__Given problem__. Pictures stay out. Extract the lines below from the first one through the line with "const measurement = ref('')", both included.

__Source excerpt__.
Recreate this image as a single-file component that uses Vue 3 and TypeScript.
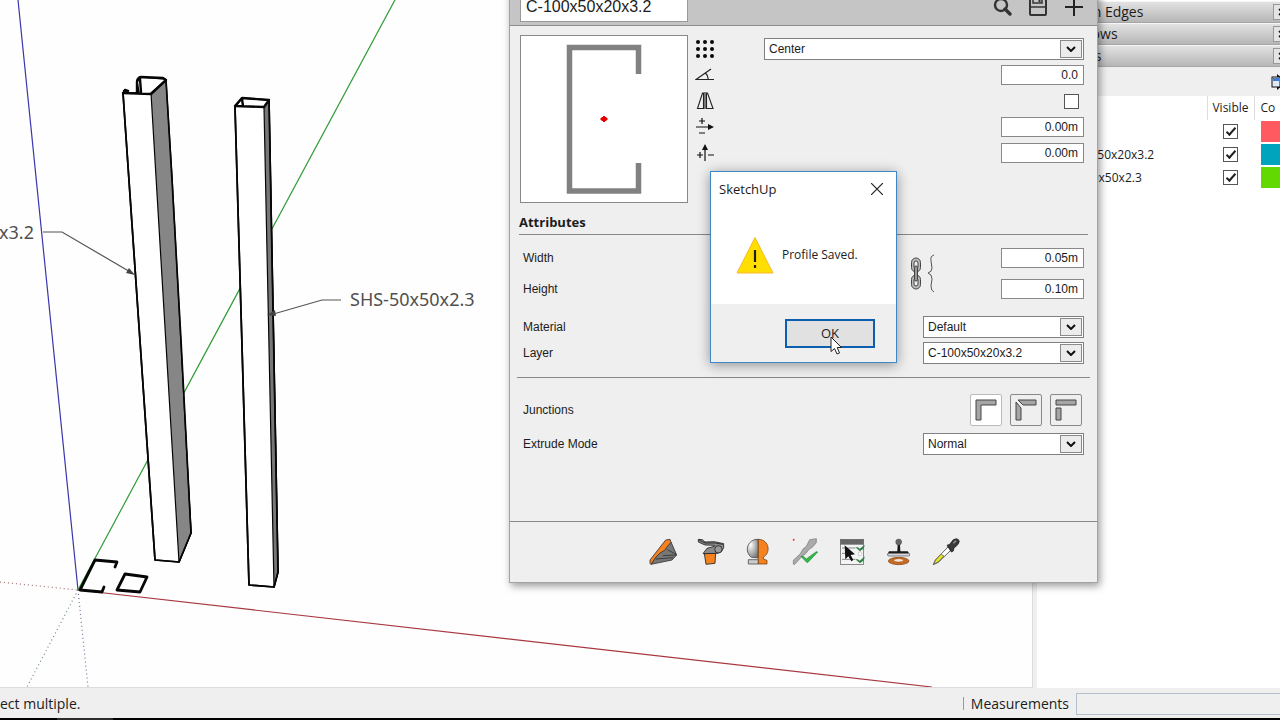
<script setup lang="ts">
import { ref } from 'vue'

interface Layer {
  name: string
  visible: boolean
  swatch: string
}

const profileName = ref('C-100x50x20x3.2')
const placement = ref('Center')
const rotation = ref('0.0')
const mirrored = ref(false)
const offsetX = ref('0.00m')
const offsetY = ref('0.00m')
const profileWidth = ref('0.05m')
const profileHeight = ref('0.10m')
const material = ref('Default')
const layer = ref('C-100x50x20x3.2')
const extrudeMode = ref('Normal')
const junction = ref(0)
const measurement = ref('')

const trays = ['Soften Edges', 'Shadows', 'Layers']
const layers = ref<Layer[]>([
  { name: 'Layer0', visible: true, swatch: 'red' },
  { name: 'C-100x50x20x3.2', visible: true, swatch: 'teal' },
  { name: 'SHS-50x50x2.3', visible: true, swatch: 'green' },
])
</script>

<template>
  <div class="app">
    <div class="workspace">
      <main class="viewport">
        <svg class="scene" viewBox="0 0 1032 687" preserveAspectRatio="xMinYMin slice" aria-label="Model view">
          <g fill="none" stroke-width="1.2">
            <path d="M18 0L78 590" stroke="#3a36ad" />
            <path d="M396 -2L78 590" stroke="#2f9a33" />
            <path d="M78 590L932 687" stroke="#a83840" />
            <g stroke-dasharray="1 3">
              <path d="M0 582L78 590" stroke="#a07070" />
              <path d="M78 590L27 687" stroke="#6f9070" />
              <path d="M78 590L88 687" stroke="#6f6f9c" />
            </g>
          </g>
          <g stroke="#060606" stroke-width="1.700" stroke-linejoin="round" stroke-linecap="round">
            <path d="M123 93L139 93L137 82L140 77L165 79L191 533L179 562L155 560Z" fill="#fff" />
            <path d="M151 93L166 80L172 175L191 533L179 562Z" fill="#868686" stroke-width="1.2" />
            <path d="M166 80L172 180L181 340L191 533L179 562L155 560L123 93" fill="none" />
            <path d="M123 93L151 94L166 80L163 78L141 77Q137 78 137 82L137 93M125 90L128 91M140 79L141 92M124 91L128 91" fill="none" stroke-width="2.4" />
            <path d="M235 107L242 98L269 100L278 572L274 587L249 585Z" fill="#fff" />
            <path d="M264 107L269 100L278 572L274 587Z" fill="#777" stroke-width="1.2" />
            <path d="M235 107L249 585L274 587L278 572L269 100" fill="none" />
            <path d="M235 106L242 98L269 100L264 107ZM242 99L243 106" fill="none" stroke-width="2.4" />
            <path d="M104 587L102 592L80 590L95 560L117 562L115 567" fill="none" stroke-width="2.800" />
            <path d="M117 590L125 574L147 577L140 592Z" fill="none" stroke-width="2.800" />
          </g>
          <g fill="none" stroke="#555" stroke-width="1.2">
            <path d="M43 232H62L132 273" />
            <path d="M341 300H322L270 315" />
          </g>
          <g fill="#444">
            <path d="M135 275L126 273L129 268Z" />
            <path d="M267 315L275 310L276 316Z" />
          </g>
          <g class="scene-label">
            <text x="34" y="239" text-anchor="end">x3.2</text>
            <text x="350" y="306">SHS-50x50x2.3</text>
          </g>
        </svg>
      </main>

      <aside class="tray">
        <div class="tray-inner">
          <header v-for="t in trays" :key="t" class="tray-head">
            <span>{{ t }}</span>
            <button type="button" :aria-label="'Close ' + t">
              <svg width="8" height="8" viewBox="0 0 8 8"><path d="M1 1L7 7M7 1L1 7" stroke="#111" stroke-width="1.6" /></svg>
            </button>
          </header>
          <div class="tray-tools">
            <button type="button" aria-label="Details">
              <svg width="18" height="18" viewBox="0 0 18 18">
                <path d="M6 1L16 9L6 17V14H1V4H6Z" fill="#111" />
                <rect x="1" y="4" width="8" height="10" fill="#dfe9f7" stroke="#111" />
                <rect x="2" y="5" width="6" height="3" fill="#3f7bd8" />
              </svg>
            </button>
          </div>
          <table class="layers">
            <thead>
              <tr><th class="col-name">Name</th><th class="col-visible">Visible</th><th class="col-color">Co</th></tr>
            </thead>
            <tbody>
              <tr v-for="l in layers" :key="l.name">
                <td class="col-name">{{ l.name }}</td>
                <td class="col-visible"><input v-model="l.visible" type="checkbox" class="check" :aria-label="l.name + ' visible'"></td>
                <td class="col-color"><span class="swatch" :class="l.swatch"></span></td>
              </tr>
            </tbody>
          </table>
        </div>
      </aside>
    </div>

    <footer class="status">
      <span class="hint">ect multiple.</span>
      <label for="measure">Measurements</label>
      <input id="measure" v-model="measurement" type="text">
    </footer>
    <div class="edge"><span></span></div>

    <section class="panel" aria-label="Profile">
      <header class="panel-head">
        <input v-model="profileName" type="text" aria-label="Profile name">
        <div class="head-tools">
          <button type="button" aria-label="Search">
            <svg width="20" height="20" viewBox="0 0 20 20" fill="none" stroke="#333"><circle cx="9" cy="8" r="6" stroke-width="2.4" /><path d="M13 12L18 17" stroke-width="3.4" stroke-linecap="round" /></svg>
          </button>
          <button type="button" aria-label="Save">
            <svg width="20" height="20" viewBox="0 0 20 20" fill="none" stroke="#333" stroke-width="2"><path d="M2 1H16L18 3V17Q18 18 17 18H3Q2 18 2 17Z" /><path d="M5 1V6H14V1" stroke-width="1.500" /><path d="M11.500 1V5" /><path d="M2.500 10H17.500" stroke-width="1.500" /></svg>
          </button>
          <button type="button" aria-label="Add">
            <svg width="20" height="20" viewBox="0 0 20 20"><path d="M1 10H19M10 1V19" stroke="#222" stroke-width="2" /></svg>
          </button>
        </div>
      </header>

      <div class="panel-body">
        <div class="placement">
          <div class="preview">
            <svg width="166" height="166" viewBox="0 0 166 166">
              <path d="M117.500 38V11.500H48.500V155H117.500V127" fill="none" stroke="#818181" stroke-width="5.500" />
              <path d="M79 83L81 81H82V80H84V81H85L87 83L85 85H84V86H82V85H81Z" fill="#e60000" />
            </svg>
          </div>
          <div class="rows">
            <div class="row">
              <label for="place" aria-label="Placement point">
                <svg width="20" height="20" viewBox="0 0 20 20" fill="#0a0a0a"><circle cx="3" cy="3" r="2" /><circle cx="10" cy="3" r="2" /><circle cx="17" cy="3" r="2" /><circle cx="3" cy="10" r="2" /><circle cx="10" cy="10" r="2" /><circle cx="17" cy="10" r="2" /><circle cx="3" cy="17" r="2" /><circle cx="10" cy="17" r="2" /><circle cx="17" cy="17" r="2" /></svg>
              </label>
              <div class="select wide">
                <select id="place" v-model="placement"><option>Center</option></select>
                <span class="arrow"><svg width="10" height="6" viewBox="0 0 10 6"><path d="M1 1L5 5L9 1" fill="none" stroke="#111" stroke-width="2" /></svg></span>
              </div>
            </div>
            <div class="row">
              <label for="rot" aria-label="Rotation">
                <svg width="20" height="20" viewBox="0 0 20 20" fill="none" stroke="#222" stroke-width="1.200"><path d="M19 14.500H1L16 4M10.500 8Q13.500 11 13 14.500" /></svg>
              </label>
              <input id="rot" v-model="rotation" type="text" class="num">
            </div>
            <div class="row">
              <label for="mirror" aria-label="Mirror">
                <svg width="20" height="20" viewBox="0 0 20 20" fill="none" stroke="#222" stroke-width="1.100"><path d="M8.500 2V17.500H2.500L7.500 2ZM11.500 2V17.500H18L12.500 2ZM10 1V18" /></svg>
              </label>
              <input id="mirror" v-model="mirrored" type="checkbox" class="check mirror">
            </div>
            <div class="row">
              <label for="offx" aria-label="Horizontal offset">
                <svg width="20" height="20" viewBox="0 0 20 20" stroke="#111" stroke-width="1.200"><path d="M1 10H14M4 4H10M7 1V7M4 16H10" /><path d="M13 7L19 10L13 13Z" fill="#111" stroke="none" /></svg>
              </label>
              <input id="offx" v-model="offsetX" type="text" class="num">
            </div>
            <div class="row">
              <label for="offy" aria-label="Vertical offset">
                <svg width="20" height="20" viewBox="0 0 20 20" stroke="#111" stroke-width="1.200"><path d="M10 6V18M2 12H8M5 9V15M13 12H19" /><path d="M7 7L10 1L13 7Z" fill="#111" stroke="none" /></svg>
              </label>
              <input id="offy" v-model="offsetY" type="text" class="num">
            </div>
          </div>
        </div>

        <h2>Attributes</h2>
        <div class="dims">
          <label for="w">Width</label>
          <svg class="link" width="26" height="40" viewBox="0 0 26 40" fill="none">
            <g stroke="#444"><rect x="1.500" y="5" width="9" height="14" rx="4.500" fill="#bbb" /><rect x="4" y="8" width="4" height="8" rx="2" fill="#eee" /><rect x="1.500" y="22" width="9" height="14" rx="4.500" fill="#bbb" /><rect x="4" y="25" width="4" height="8" rx="2" fill="#eee" /><rect x="4.500" y="13" width="3" height="15" rx="1.500" fill="#999" /></g>
            <path d="M24 2Q20 3 21 8L22 15Q22 19 18 20Q22 21 22 26L21 33Q21 38 24 39" stroke="#555" />
          </svg>
          <input id="w" v-model="profileWidth" type="text" class="num">
          <label for="h">Height</label>
          <input id="h" v-model="profileHeight" type="text" class="num">
        </div>
        <div class="assign">
          <div class="line">
            <label for="mat">Material</label>
            <div class="select">
              <select id="mat" v-model="material"><option>Default</option></select>
              <span class="arrow"><svg width="10" height="6" viewBox="0 0 10 6"><path d="M1 1L5 5L9 1" fill="none" stroke="#111" stroke-width="2" /></svg></span>
            </div>
          </div>
          <div class="line">
            <label for="lay">Layer</label>
            <div class="select">
              <select id="lay" v-model="layer"><option>C-100x50x20x3.2</option></select>
              <span class="arrow"><svg width="10" height="6" viewBox="0 0 10 6"><path d="M1 1L5 5L9 1" fill="none" stroke="#111" stroke-width="2" /></svg></span>
            </div>
          </div>
        </div>
        <hr>
        <div class="line junctions">
          <span>Junctions</span>
          <div class="joints">
            <button type="button" aria-label="Mitre joint" :class="{ active: junction === 0 }" @click="junction = 0">
              <svg width="22" height="22" viewBox="0 0 22 22"><path d="M1 1H21V6H6V21H1Z" fill="#a5a5a5" stroke="#444" /></svg>
            </button>
            <button type="button" aria-label="Split joint" :class="{ active: junction === 1 }" @click="junction = 1">
              <svg width="22" height="22" viewBox="0 0 22 22" fill="#a5a5a5" stroke="#444"><path d="M3 1H21V6H8Z" /><path d="M1 3L6 9V21H1Z" /></svg>
            </button>
            <button type="button" aria-label="Butt joint" :class="{ active: junction === 2 }" @click="junction = 2">
              <svg width="22" height="22" viewBox="0 0 22 22" fill="#a5a5a5" stroke="#444"><path d="M1 1H21V6H1Z" /><path d="M1 9H6V21H1Z" /></svg>
            </button>
          </div>
        </div>
        <div class="line extrude">
          <label for="ext">Extrude Mode</label>
          <div class="select">
            <select id="ext" v-model="extrudeMode"><option>Normal</option></select>
            <span class="arrow"><svg width="10" height="6" viewBox="0 0 10 6"><path d="M1 1L5 5L9 1" fill="none" stroke="#111" stroke-width="2" /></svg></span>
          </div>
        </div>
      </div>

      <footer class="panel-foot">
        <button type="button" aria-label="Build along path">
          <svg viewBox="0 0 90 90" stroke="#333" stroke-width="2.500" stroke-linejoin="round"><path d="M69 15L86 54L72 69L9 82L30 50Z" fill="#777" /><path d="M24 66L75 62M45 56L86 54M58 38L84 52" fill="none" /><path d="M6 69L53 9L66 7L69 16L56 31L50 40L36 48L24 60L9 82L6 79Z" fill="#f5821f" /></svg>
        </button>
        <button type="button" aria-label="Profile member">
          <svg viewBox="0 0 90 90" stroke="#222" stroke-width="2.500" stroke-linejoin="round"><path d="M28 50L62 48L60 79L33 82Z" fill="#f5821f" /><path d="M10 7L22 8L30 15L58 14L86 20L86 32Q82 46 68 49L24 50L36 34L58 28L58 25L30 24L10 15Z" fill="#8b8b8b" /><circle cx="70" cy="37" r="11" fill="#999" /><path d="M12 9L30 18L60 18L84 22" fill="none" /></svg>
        </button>
        <button type="button" aria-label="Half section">
          <svg viewBox="0 0 90 90" stroke-linejoin="round"><defs><radialGradient id="ball" cx=".3" cy=".3" r=".8"><stop offset="0" stop-color="#fff" /><stop offset="1" stop-color="#777" /></radialGradient></defs><g stroke="#333" stroke-width="2"><path d="M49 7A30 30 0 0 0 28 61L49 63Z" fill="url(#ball)" /><rect x="19" y="68" width="30" height="13" fill="#ccc" /></g><path d="M49 7C84 8 86 50 64 60V66L75 70V81H49Z" fill="#f5821f" stroke="#5a3008" stroke-width="2" /></svg>
        </button>
        <button type="button" aria-label="Apply to path">
          <svg viewBox="0 0 90 90"><circle cx="14" cy="8" r="3" fill="#e33" /><path d="M13 70L34 50L42 36L52 28L62 8L82 5V17L70 31L61 36L50 50L40 57L16 83L13 81Z" fill="#aaa" stroke="#777" stroke-width="2" /><path d="M36 58L43 58L52 66L82 44L86 45L57 76L53 76Z" fill="#35b84a" stroke="#168a2c" stroke-width="2" /></svg>
        </button>
        <button type="button" aria-label="Select by attributes">
          <svg viewBox="0 0 90 90"><rect x="13" y="7" width="70" height="75" fill="#f4f4f4" stroke="#555" stroke-width="2" /><rect x="13" y="7" width="70" height="16" fill="#666" /><path d="M18 33H58M18 49H50M18 67H58" stroke="#888" stroke-width="3" /><rect x="67" y="45" width="10" height="10" fill="#fff" stroke="#888" /><path d="M58 31H66L71 35L86 23L84 34L72 43ZM58 67H66L71 71L86 58L84 70L72 79Z" fill="#35834a" /><path d="M26 25L28 67L37 58L46 73L52 69L44 54L57 52Z" fill="#111" /></svg>
        </button>
        <button type="button" aria-label="Stamp">
          <svg viewBox="0 0 90 90"><ellipse cx="47" cy="72" rx="31" ry="11" fill="#c76a22" stroke="#7c3d10" stroke-width="2" /><ellipse cx="47" cy="70" rx="14" ry="5" fill="#f6e6d8" stroke="#7c3d10" /><path d="M18 43H43L44 22H51L52 43H74L79 50V55H14V50Z" fill="#161616" /><rect x="14" y="49" width="66" height="8" rx="3" fill="#d6d6dc" stroke="#555" stroke-width="2" /><circle cx="47" cy="15" r="9" fill="#666" stroke="#333" /></svg>
        </button>
        <button type="button" aria-label="Eyedropper">
          <svg viewBox="0 0 90 90"><path d="M10 83L16 69L54 30L63 39L25 76Z" fill="#fff" stroke="#444" stroke-width="2.500" /><path d="M11 81L17 69L33 52L42 57L24 75Z" fill="#e6e321" stroke="#555" stroke-width="2" /><path d="M51 25L59 22L69 9Q84 0 88 13Q87 23 72 33L70 42L64 45Z" fill="#3a3a3a" stroke="#111" stroke-width="2" /><path d="M70 19L78 11" stroke="#999" stroke-width="4" /></svg>
        </button>
      </footer>
    </section>

    <section class="dialog" role="alertdialog" aria-labelledby="dlg-title">
      <header>
        <span id="dlg-title">SketchUp</span>
        <button type="button" aria-label="Close">
          <svg width="12" height="12" viewBox="0 0 12 12"><path d="M0 0L12 12M12 0L0 12" stroke="#222" stroke-width="1.200" /></svg>
        </button>
      </header>
      <div class="message">
        <svg width="38" height="38" viewBox="0 0 38 38"><path d="M19 1.500L37 37H1Z" fill="#ffde00" stroke="#f5b82e" stroke-linejoin="round" /><path d="M19 14V26M19 29V32" stroke="#222" stroke-width="2.200" /></svg>
        <p>Profile Saved.</p>
      </div>
      <div class="actions"><button type="button">OK</button></div>
    </section>

    <svg class="cursor" width="14" height="20" viewBox="0 0 14 20"><path d="M1 1V15.500L4.500 12.500L7 18L9.500 17L7.200 11.500H11.500Z" fill="#fff" stroke="#222" /></svg>
  </div>
</template>

<style>
body {
  margin: 0;
}
</style>

<style scoped>
.app {
  position: relative;
  display: flex;
  flex-direction: column;
  min-height: 100vh;
  overflow: hidden;
  background: #efefef;
  color: #1c1c1c;
  font: 12px/16px "Liberation Sans", Arial, sans-serif;
}
.app *,
.app *::before {
  box-sizing: border-box;
}
button,
input,
select {
  margin: 0;
  padding: 0;
  border: 0;
  border-radius: 0;
  background: none;
  color: inherit;
  font: inherit;
  outline: 0;
}
button {
  display: flex;
  align-items: center;
  justify-content: center;
}
svg {
  display: block;
}

.workspace {
  display: flex;
  flex: 1;
  gap: 4px;
}
.viewport {
  position: relative;
  flex: 1;
  min-width: 0;
  overflow: hidden;
  background: #fefefe;
  border-right: 1px solid #dcdcdc;
  border-bottom: 1px solid #dcdcdc;
}
.scene {
  width: 100%;
  height: auto;
}
.scene-label {
  fill: #505050;
  font: 18px "Noto Sans", sans-serif;
}

.tray {
  width: 243px;
  overflow: hidden;
  background: #fff;
  font: 12px/16px "Open Sans", sans-serif;
}
.tray-inner {
  width: 256px;
}
.tray-head {
  display: flex;
  align-items: center;
  justify-content: space-between;
  height: 22px;
  padding: 0 3px 0 22px;
  border-top: 1px solid #f6f6f6;
  border-bottom: 1px solid #a6a6a6;
  background: linear-gradient(#e2e2e2, #b6b6b6);
  font-size: 14px;
}
.tray-head:first-child {
  margin-top: 1px;
}
.tray-head button {
  width: 17px;
  height: 16px;
  border: 1px solid #999;
  background: #e4e4e4;
}
.tray-tools {
  display: flex;
  align-items: center;
  justify-content: flex-end;
  height: 29px;
  padding-right: 4px;
  background: #efefef;
}
.layers {
  width: 100%;
  border-collapse: collapse;
  table-layout: fixed;
}
.layers th {
  height: 24px;
  padding: 0;
  border-right: 1px solid #ddd;
  font-weight: 400;
}
.layers td {
  height: 23px;
  padding: 0;
}
.layers .col-name {
  width: 170px;
  padding-left: 22px;
  text-align: left;
}
.layers .col-visible {
  width: 47px;
  text-align: center;
}
.layers .col-color {
  padding-left: 7px;
  text-align: left;
}
.layers th.col-color {
  padding-left: 6px;
}
.col-visible .check {
  margin: 0 auto;
}
.swatch {
  display: block;
  height: 21px;
}
.red {
  background: #ff5a5f;
}
.teal {
  background: #00a5bd;
}
.green {
  background: #62d900;
}

.check {
  display: grid;
  place-items: center;
  width: 15px;
  height: 15px;
  appearance: none;
  border: 1px solid #555;
  background: #fff;
}
.check:checked::before {
  content: "";
  width: 10px;
  height: 5px;
  margin-bottom: 3px;
  border-left: 2px solid #222;
  border-bottom: 2px solid #222;
  transform: rotate(-48deg);
}

.status {
  display: flex;
  align-items: center;
  height: 30px;
  padding-top: 1px;
  background: #efefef;
  font: 14px/18px "Open Sans", sans-serif;
}
.hint {
  flex: 1;
}
.status label {
  padding-left: 8px;
  background: linear-gradient(#999, #999) left center / 1px 13px no-repeat;
}
.status input {
  width: 204px;
  height: 22px;
  margin-left: 7px;
  border: 1px solid #b4bfcd;
  border-right: 0;
}
.edge {
  height: 2px;
  padding-left: 57px;
  background: #000;
}
.edge span {
  display: block;
  width: 56px;
  height: 2px;
  background: #2c2c2c;
}

.panel {
  position: absolute;
  top: -21px;
  left: 509px;
  width: 589px;
  border: 1px solid #a2a2a2;
  background: #efefef;
  box-shadow: 2px 3px 8px rgba(0, 0, 0, 0.4);
}
.panel-head {
  display: flex;
  align-items: center;
  justify-content: space-between;
  height: 46px;
  padding: 8px 13px 0 10px;
  border-bottom: 1px solid #8c8c8c;
  background: #c5c5c5;
}
.panel-head input {
  width: 168px;
  height: 30px;
  padding-left: 5px;
  border: 1px solid #999;
  background: #fff;
  font-size: 16px;
}
.head-tools {
  display: flex;
  gap: 16px;
}
.panel-body {
  min-height: 495px;
  padding-top: 9px;
}
.placement {
  display: flex;
  gap: 7px;
  padding: 0 13px 0 10px;
}
.preview {
  width: 168px;
  height: 168px;
  border: 1px solid #888;
  background: #fff;
}
.rows {
  flex: 1;
  padding-top: 1px;
}
.row {
  display: flex;
  align-items: center;
  justify-content: space-between;
  height: 26px;
}
.num {
  width: 83px;
  height: 20px;
  padding-right: 5px;
  border: 1px solid #888;
  background: #fff;
  text-align: right;
}
.mirror {
  margin-right: 5px;
}
.select {
  position: relative;
  width: 161px;
}
.wide {
  width: 320px;
}
.select select {
  display: block;
  width: 100%;
  height: 22px;
  padding-left: 4px;
  appearance: none;
  border: 1px solid #808080;
  background: #fff;
}
.arrow {
  position: absolute;
  top: 2px;
  right: 2px;
  display: grid;
  place-items: center;
  width: 22px;
  height: 18px;
  border: 1px solid #8a8a8a;
  background: #ececec;
  pointer-events: none;
}
h2 {
  margin: 8px 9px 0;
  border-bottom: 1px solid #888;
  font: bold 13px/23px "Open Sans", sans-serif;
}
.dims {
  display: grid;
  grid-template-columns: 1fr 26px 83px;
  grid-template-rows: 31px 31px;
  column-gap: 65px;
  align-items: center;
  padding: 7px 13px 0;
}
.link {
  grid-row: 1 / 3;
  grid-column: 2;
}
.dims .num {
  grid-column: 3;
}
.assign {
  padding-top: 10px;
}
.line {
  display: flex;
  align-items: center;
  justify-content: space-between;
  height: 26px;
  padding: 0 13px;
}
hr {
  margin: 11px 7px 0;
  border: 0;
  border-top: 1px solid #888;
}
.junctions {
  height: 34px;
  margin-top: 15px;
  padding-right: 15px;
}
.joints {
  display: flex;
  gap: 8px;
}
.joints button {
  width: 32px;
  height: 32px;
  border: 1px solid #888;
  border-radius: 2px;
}
.joints .active {
  border-color: #bbb;
  background: #fff;
}
.extrude {
  margin-top: 4px;
}
.panel-foot {
  display: flex;
  align-items: center;
  justify-content: center;
  gap: 17px;
  height: 61px;
  border-top: 1px solid #888;
}
.panel-foot svg {
  width: 30px;
  height: 30px;
}

.dialog {
  position: absolute;
  top: 171px;
  left: 710px;
  width: 187px;
  border: 1px solid #3f87c7;
  background: #fff;
  box-shadow: 0 2px 12px rgba(0, 0, 0, 0.4);
  font: 12px/16px "Open Sans", sans-serif;
}
.dialog header {
  display: flex;
  align-items: center;
  justify-content: space-between;
  height: 34px;
  padding: 0 13px 0 8px;
  font-size: 13px;
}
.message {
  display: flex;
  align-items: center;
  gap: 8px;
  height: 98px;
  padding: 0 25px;
}
.message p {
  margin: 0;
  white-space: nowrap;
}
.actions {
  display: flex;
  align-items: center;
  justify-content: flex-end;
  height: 58px;
  padding-right: 21px;
  background: #efefef;
}
.actions button {
  width: 90px;
  height: 29px;
  border: 2px solid #0b5fae;
  background: #e1e1e1;
  font-size: 13px;
}
.cursor {
  position: absolute;
  top: 336px;
  left: 830px;
  pointer-events: none;
}
</style>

__Completed task__.
Recreate this image as a single-file component that uses Vue 3 and TypeScript.
<script setup lang="ts">
import { ref } from 'vue'

interface Layer {
  name: string
  visible: boolean
  swatch: string
}

const profileName = ref('C-100x50x20x3.2')
const placement = ref('Center')
const rotation = ref('0.0')
const mirrored = ref(false)
const offsetX = ref('0.00m')
const offsetY = ref('0.00m')
const profileWidth = ref('0.05m')
const profileHeight = ref('0.10m')
const material = ref('Default')
const layer = ref('C-100x50x20x3.2')
const extrudeMode = ref('Normal')
const junction = ref(0)
const measurement = ref('')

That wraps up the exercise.